The veteran Umno man told the British Graduates Association at a dinner here last night that it was a fact that those Malaysians who “can stay away and settle overseas do so with the encouragement of their parents”.

“Their parents tell them to remain where they are, there is nothing for them here. The illusion of nostalgia does not explain why parents fight to send their children to private and international schools rather than the national schools they themselves went to.

“The very same politicians who recite nationalist slogans about our national schools and turn the curriculum into an ideological hammer send their own children to international schools here or in Australia and Britain.

“They know better than anyone else the shape our schools are in. It is no illusion that people do not have the faith in our judiciary and police that they once had,” said Tengku Razaleigh.

The former Finance Minister pointed out that the country inherited at independence a functional country with independent institutions.

These included “the Westminster model of parliamentary democracy, civil law grounded in a Constitution, a capable and independent civil service, including an excellent teaching service, armed forces and police, good schools, sophisticated trade practices and markets, financial markets”.

While he pointed out that the challenges of nation building were serious, but the country “faced them with an independent judiciary, a professional civil service and a well-defined set of relationships between a federal government and our individually sovereign states.”

Indeed we were able to face these challenges because these institutions functioned well.

“Institutionally, we had a good start as a nation. Why is it important to recall this?

“For one it makes sense of the feeling among many Malaysians and international friends who have observed Malaysia over a longer period that Malaysia has seen better days. There is a feeling of wasted promise, of having lost our way, or declined beyond the point of no return.”

He said that such a feeling was too pervasive to be put down to the nostalgia of always finding the good old days best.

Malaysians, Tengku Razaleigh contends, are losing faith in their future despite the evidence of material progress.

“We have lots of infrastructure. Lots of malls and highways. Especially toll highways. It is not for want of physical infrastructure, dubious as some of it is, that we feel we languish. It is a sense that we are losing the institutional infrastructure of civilised society.”

He said that if Malaysians felt a sense of loss, or tell their children not to come home from overseas, or are making plans to emigrate, it was not because they did not love the country, or were ungrateful for tarred roads and bridges.

“It is because they feel the erosion of the institutional infrastructure of our society.

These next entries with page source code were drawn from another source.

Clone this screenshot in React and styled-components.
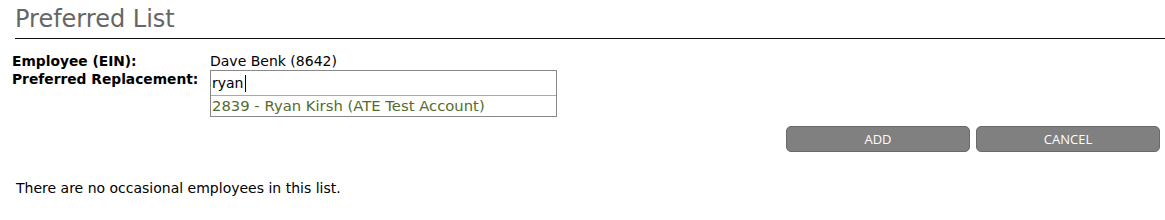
import React from "react";
import styled, { createGlobalStyle } from "styled-components";

const Global = createGlobalStyle`
  html, body { margin: 0; padding: 0; background: #fff; }
  body { font-family: "DejaVu Sans", Verdana, sans-serif; font-size: 14px; color: #000; }
`;

const Page = styled.div`
  padding: 0 5px 0 12px;
`;

const Heading = styled.h1`
  margin: 0 -5px 0 3px;
  padding: 5px 0 4px 0;
  font-family: "DejaVu Sans", Verdana, sans-serif;
  font-weight: normal;
  font-size: 24px;
  line-height: 29px;
  color: #666;
  border-bottom: 1px solid #111;
`;

const Form = styled.div`
  display: grid;
  grid-template-columns: 198px 347px;
  margin-top: 13px;
`;

const Label = styled.div`
  font-weight: bold;
  font-size: 13.8px;
  line-height: 18px;
  height: 18px;
`;

const Value = styled.div`
  line-height: 18px;
  height: 18px;
`;

const Combo = styled.div`
  border: 1px solid #888;
  width: 345px;
`;

const Input = styled.div`
  height: 24px;
  display: flex;
  align-items: center;
  padding-left: 1px;
  font-size: 14px;
  border-bottom: 1px solid #aaa;
`;

const Caret = styled.span`
  display: inline-block;
  width: 1px;
  height: 17px;
  background: #000;
  margin-left: 1px;
`;

const Option = styled.div`
  height: 20px;
  line-height: 20px;
  padding-left: 1px;
  font-size: 14.8px;
  color: #556b2f;
  white-space: nowrap;
`;

const Actions = styled.div`
  display: flex;
  justify-content: flex-end;
  gap: 6px;
  margin-top: 9px;
`;

const Button = styled.button`
  width: 184px;
  height: 26px;
  background: #808080;
  border: 1px solid #6a6a6a;
  border-radius: 5px;
  color: #fff;
  font-family: "Open Sans", "DejaVu Sans", sans-serif;
  font-size: 13px;
  padding: 0;
  cursor: pointer;
`;

const Empty = styled.p`
  margin: 27px 0 0 4px;
  line-height: 18px;
`;

export default function App() {
  return (
    <>
      <Global />
      <Page>
        <Heading>Preferred List</Heading>
        <Form>
          <Label>Employee (EIN):</Label>
          <Value>Dave Benk (8642)</Value>
          <Label>Preferred Replacement:</Label>
          <Combo>
            <Input>
              ryan<Caret />
            </Input>
            <Option>2839 - Ryan Kirsh (ATE Test Account)</Option>
          </Combo>
        </Form>
        <Actions>
          <Button>ADD</Button>
          <Button>CANCEL</Button>
        </Actions>
        <Empty>There are no occasional employees in this list.</Empty>
      </Page>
    </>
  );
}
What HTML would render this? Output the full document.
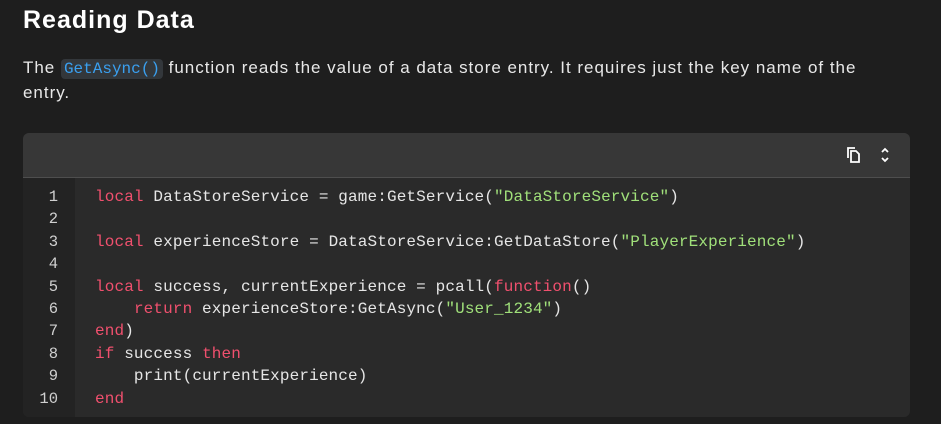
<!DOCTYPE html>
<html><head><style>
body{margin:0;background:#1e1e1e;width:941px;height:424px;overflow:hidden;font-family:"Liberation Sans",sans-serif;color:#eaeaea}
h1{position:absolute;left:23px;top:6px;margin:0;font-size:25px;font-weight:bold;color:#fff;letter-spacing:1px}
p{position:absolute;left:23px;top:56px;margin:0;width:870px;font-size:17px;letter-spacing:0.98px;line-height:23px;color:#e8e8e8}
code.i{font-family:"Liberation Mono",monospace;color:#3aa0f0;background:#33373b;border-radius:4px;padding:1px 3px;font-size:16px;letter-spacing:0}
.box{position:absolute;left:23px;top:133px;width:887px;height:284px;background:#2a2a2a;border-radius:6px;overflow:hidden}
.hd{height:44px;background:#373737;border-bottom:1px solid #4e4e4e;position:relative}
.gut{position:absolute;left:0;top:45px;bottom:0;width:52px;background:#232323}
.ln{position:absolute;left:0;top:53px;width:35px;text-align:right;font-family:"Liberation Mono",monospace;font-size:15.5px;line-height:22.4px;color:#d0d0d0}
pre{position:absolute;left:72px;top:53px;margin:0;font-family:"Liberation Mono",monospace;font-size:16px;letter-spacing:0.13px;line-height:22.4px;color:#e6e6e6}
.k{color:#f0506e}.s{color:#a0e07a}
</style></head><body>
<h1>Reading Data</h1>
<p>The <code class="i">GetAsync()</code> function reads the value of a data store entry. It requires just the key name of the entry.</p>
<div class="box">
<div class="hd">
<svg style="position:absolute;left:822px;top:13px" width="18" height="18" viewBox="0 0 18 18" fill="none" stroke="#fff" stroke-width="1.8"><path d="M3 12V2h7"/><path d="M6 5h5l3 3v8H6z"/></svg>
<svg style="position:absolute;left:856px;top:14px" width="12" height="16" viewBox="0 0 12 16" fill="none" stroke="#fff" stroke-width="1.8"><path d="M3 5l3-3 3 3M3 11l3 3 3-3"/></svg>
</div>
<div class="gut"></div>
<div class="ln">1<br>2<br>3<br>4<br>5<br>6<br>7<br>8<br>9<br>10</div>
<pre><span class="k">local</span> DataStoreService = game:GetService(<span class="s">"DataStoreService"</span>)

<span class="k">local</span> experienceStore = DataStoreService:GetDataStore(<span class="s">"PlayerExperience"</span>)

<span class="k">local</span> success, currentExperience = pcall(<span class="k">function</span>()
    <span class="k">return</span> experienceStore:GetAsync(<span class="s">"User_1234"</span>)
<span class="k">end</span>)
<span class="k">if</span> success <span class="k">then</span>
    print(currentExperience)
<span class="k">end</span></pre>
</div>
</body></html>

Institutional intangibles such as the rule of law, accountability and transparency are the basis of a people’s confidence in their society.”

He said it was time to shed the “crude nationalism” which refuses to acknowledge things “not invented here”.

He pointed out that Malaysia had a good start because it had inherited from the British a system of laws, rights and conventions that had been refined over several hundred years.

Malaysia, he said, also inherited the English language, and with that a strong set of links to the English-speaking world.

“There should be a rethinking of our attitude to the English language. By now it is also a Malaysian language. It would be sheer hypocrisy to deny its value and centrality to us as Malaysians.

“Do we continue to deny in political rhetoric what we practice in reality, or do we grasp the situation and come up with better policies for the teaching and adoption of the language?”

He urged Malaysians to reconnect with Britain as it is today instead of recycling stale colonial era stereotypes.